The request
Write the data out again, character for character, with no images.

Provided data

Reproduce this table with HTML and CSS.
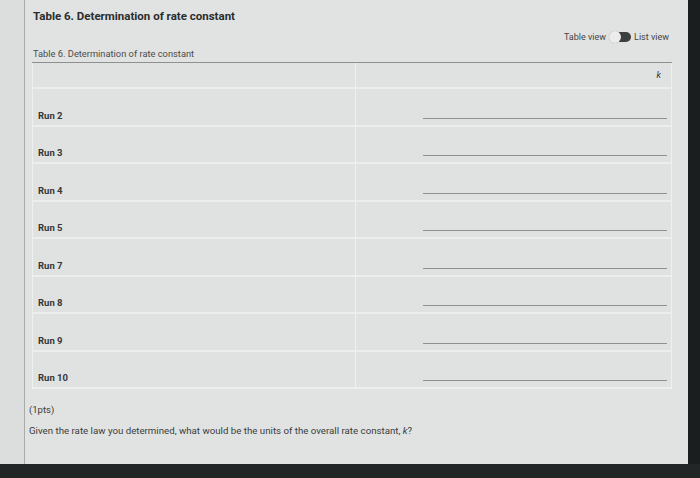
FILE: index.html
```html
<!DOCTYPE html>
<html lang="en">
<head>
<meta charset="utf-8">
<title>Table 6. Determination of rate constant</title>
<link rel="stylesheet" href="styles.css">
</head>
<body>
<div class="screen">
  <div class="sidebar"></div>
  <main class="content">
    <h1 class="title">Table 6. Determination of rate constant</h1>
    <div class="view-toggle">
      <span>Table view</span>
      <span class="switch"><span class="knob"></span></span>
      <span>List view</span>
    </div>
    <div class="caption">Table 6. Determination of rate constant</div>
    <div class="table">
      <div class="cell head"></div>
      <div class="cell head k"><i>k</i></div>

      <div class="cell label">Run 2</div>
      <div class="cell input"><span class="line"></span></div>
      <div class="cell label">Run 3</div>
      <div class="cell input"><span class="line"></span></div>
      <div class="cell label">Run 4</div>
      <div class="cell input"><span class="line"></span></div>
      <div class="cell label">Run 5</div>
      <div class="cell input"><span class="line"></span></div>
      <div class="cell label">Run 7</div>
      <div class="cell input"><span class="line"></span></div>
      <div class="cell label">Run 8</div>
      <div class="cell input"><span class="line"></span></div>
      <div class="cell label">Run 9</div>
      <div class="cell input"><span class="line"></span></div>
      <div class="cell label">Run 10</div>
      <div class="cell input"><span class="line"></span></div>
    </div>
    <p class="pts">(1pts)</p>
    <p class="question">Given the rate law you determined, what would be the units of the overall rate constant, <i>k</i>?</p>
  </main>
  <div class="bezel-right"></div>
  <div class="bezel-bottom"></div>
</div>
</body>
</html>
```
FILE: styles.css
```css
* { box-sizing: border-box; }
html, body { margin: 0; padding: 0; }
body {
  width: 700px;
  height: 478px;
  overflow: hidden;
  background: #1e2122;
  font-family: Roboto, "Liberation Sans", sans-serif;
  color: #2b2d2e;
}
.screen {
  display: grid;
  grid-template-columns: 25px 1fr 12px;
  grid-template-rows: 464px 14px;
  width: 700px;
  height: 478px;
}
.sidebar {
  background: #dcdedd;
  border-right: 1px solid #a9abaa;
}
.content {
  background: #e1e3e2;
  padding: 9px 16px 0 7px;
  display: flex;
  flex-direction: column;
}
.bezel-right { background: #1b1e1f; }
.bezel-bottom { grid-column: 1 / -1; background: #232627; }

.title {
  margin: 0;
  font-size: 11.5px;
  line-height: 14px;
  font-weight: 700;
  color: #2a2c2d;
  padding-left: 1px;
}
.view-toggle {
  margin-top: 8px;
  align-self: flex-end;
  display: flex;
  align-items: center;
  gap: 3px;
  font-size: 9px;
  line-height: 12px;
  color: #444;
  margin-right: 3px;
}
.switch {
  position: relative;
  width: 22px;
  height: 10px;
  border-radius: 5px;
  background: linear-gradient(90deg, #d0d2d1 45%, #3d3f40 46%);
}
.knob {
  position: absolute;
  left: 0;
  top: -1px;
  width: 12px;
  height: 12px;
  border-radius: 50%;
  background: #ececec;
  box-shadow: 0 0 1px rgba(0,0,0,0.3);
}
.caption {
  margin-top: 5px;
  font-size: 9.3px;
  line-height: 12px;
  color: #4a4c4d;
  padding: 0 0 2px 1px;
  border-bottom: 1px solid #8e9090;
}
.table {
  display: grid;
  grid-template-columns: 323px 1fr;
  grid-template-rows: 26px repeat(8, 37.5px);
  border-left: 1px solid #eef0ef;
}
.cell {
  border-right: 1px solid #eef0ef;
  border-bottom: 2px solid #eceeed;
  background: #e0e2e1;
  display: flex;
  align-items: flex-end;
}
.head.k {
  justify-content: flex-end;
  align-items: center;
  padding-right: 10px;
  font-size: 9px;
  color: #333;
}
.label {
  padding: 0 0 4px 5px;
  font-size: 9.5px;
  font-weight: 700;
  color: #353738;
}
.input {
  padding: 0 4px 6px 67px;
}
.line {
  display: block;
  width: 100%;
  height: 1px;
  background: #8f9191;
}
.pts {
  margin: 15px 0 0 -3px;
  font-size: 9.5px;
  line-height: 12px;
  color: #3a3c3d;
}
.question {
  margin: 9px 0 0 -3px;
  font-size: 9.7px;
  line-height: 12px;
  color: #3a3c3d;
}
```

Result below
Reproduce this table with HTML and CSS.
FILE: index.html
```html
<!DOCTYPE html>
<html lang="en">
<head>
<meta charset="utf-8">
<title>Table 6. Determination of rate constant</title>
<link rel="stylesheet" href="styles.css">
</head>
<body>
<div class="screen">
  <div class="sidebar"></div>
  <main class="content">
    <h1 class="title">Table 6. Determination of rate constant</h1>
    <div class="view-toggle">
      <span>Table view</span>
      <span class="switch"><span class="knob"></span></span>
      <span>List view</span>
    </div>
    <div class="caption">Table 6. Determination of rate constant</div>
    <div class="table">
      <div class="cell head"></div>
      <div class="cell head k"><i>k</i></div>

      <div class="cell label">Run 2</div>
      <div class="cell input"><span class="line"></span></div>
      <div class="cell label">Run 3</div>
      <div class="cell input"><span class="line"></span></div>
      <div class="cell label">Run 4</div>
      <div class="cell input"><span class="line"></span></div>
      <div class="cell label">Run 5</div>
      <div class="cell input"><span class="line"></span></div>
      <div class="cell label">Run 7</div>
      <div class="cell input"><span class="line"></span></div>
      <div class="cell label">Run 8</div>
      <div class="cell input"><span class="line"></span></div>
      <div class="cell label">Run 9</div>
      <div class="cell input"><span class="line"></span></div>
      <div class="cell label">Run 10</div>
      <div class="cell input"><span class="line"></span></div>
    </div>
    <p class="pts">(1pts)</p>
    <p class="question">Given the rate law you determined, what would be the units of the overall rate constant, <i>k</i>?</p>
  </main>
  <div class="bezel-right"></div>
  <div class="bezel-bottom"></div>
</div>
</body>
</html>
```
FILE: styles.css
```css
* { box-sizing: border-box; }
html, body { margin: 0; padding: 0; }
body {
  width: 700px;
  height: 478px;
  overflow: hidden;
  background: #1e2122;
  font-family: Roboto, "Liberation Sans", sans-serif;
  color: #2b2d2e;
}
.screen {
  display: grid;
  grid-template-columns: 25px 1fr 12px;
  grid-template-rows: 464px 14px;
  width: 700px;
  height: 478px;
}
.sidebar {
  background: #dcdedd;
  border-right: 1px solid #a9abaa;
}
.content {
  background: #e1e3e2;
  padding: 9px 16px 0 7px;
  display: flex;
  flex-direction: column;
}
.bezel-right { background: #1b1e1f; }
.bezel-bottom { grid-column: 1 / -1; background: #232627; }

.title {
  margin: 0;
  font-size: 11.5px;
  line-height: 14px;
  font-weight: 700;
  color: #2a2c2d;
  padding-left: 1px;
}
.view-toggle {
  margin-top: 8px;
  align-self: flex-end;
  display: flex;
  align-items: center;
  gap: 3px;
  font-size: 9px;
  line-height: 12px;
  color: #444;
  margin-right: 3px;
}
.switch {
  position: relative;
  width: 22px;
  height: 10px;
  border-radius: 5px;
  background: linear-gradient(90deg, #d0d2d1 45%, #3d3f40 46%);
}
.knob {
  position: absolute;
  left: 0;
  top: -1px;
  width: 12px;
  height: 12px;
  border-radius: 50%;
  background: #ececec;
  box-shadow: 0 0 1px rgba(0,0,0,0.3);
}
.caption {
  margin-top: 5px;
  font-size: 9.3px;
  line-height: 12px;
  color: #4a4c4d;
  padding: 0 0 2px 1px;
  border-bottom: 1px solid #8e9090;
}
.table {
  display: grid;
  grid-template-columns: 323px 1fr;
  grid-template-rows: 26px repeat(8, 37.5px);
  border-left: 1px solid #eef0ef;
}
.cell {
  border-right: 1px solid #eef0ef;
  border-bottom: 2px solid #eceeed;
  background: #e0e2e1;
  display: flex;
  align-items: flex-end;
}
.head.k {
  justify-content: flex-end;
  align-items: center;
  padding-right: 10px;
  font-size: 9px;
  color: #333;
}
.label {
  padding: 0 0 4px 5px;
  font-size: 9.5px;
  font-weight: 700;
  color: #353738;
}
.input {
  padding: 0 4px 6px 67px;
}
.line {
  display: block;
  width: 100%;
  height: 1px;
  background: #8f9191;
}
.pts {
  margin: 15px 0 0 -3px;
  font-size: 9.5px;
  line-height: 12px;
  color: #3a3c3d;
}
.question {
  margin: 9px 0 0 -3px;
  font-size: 9.7px;
  line-height: 12px;
  color: #3a3c3d;
}
```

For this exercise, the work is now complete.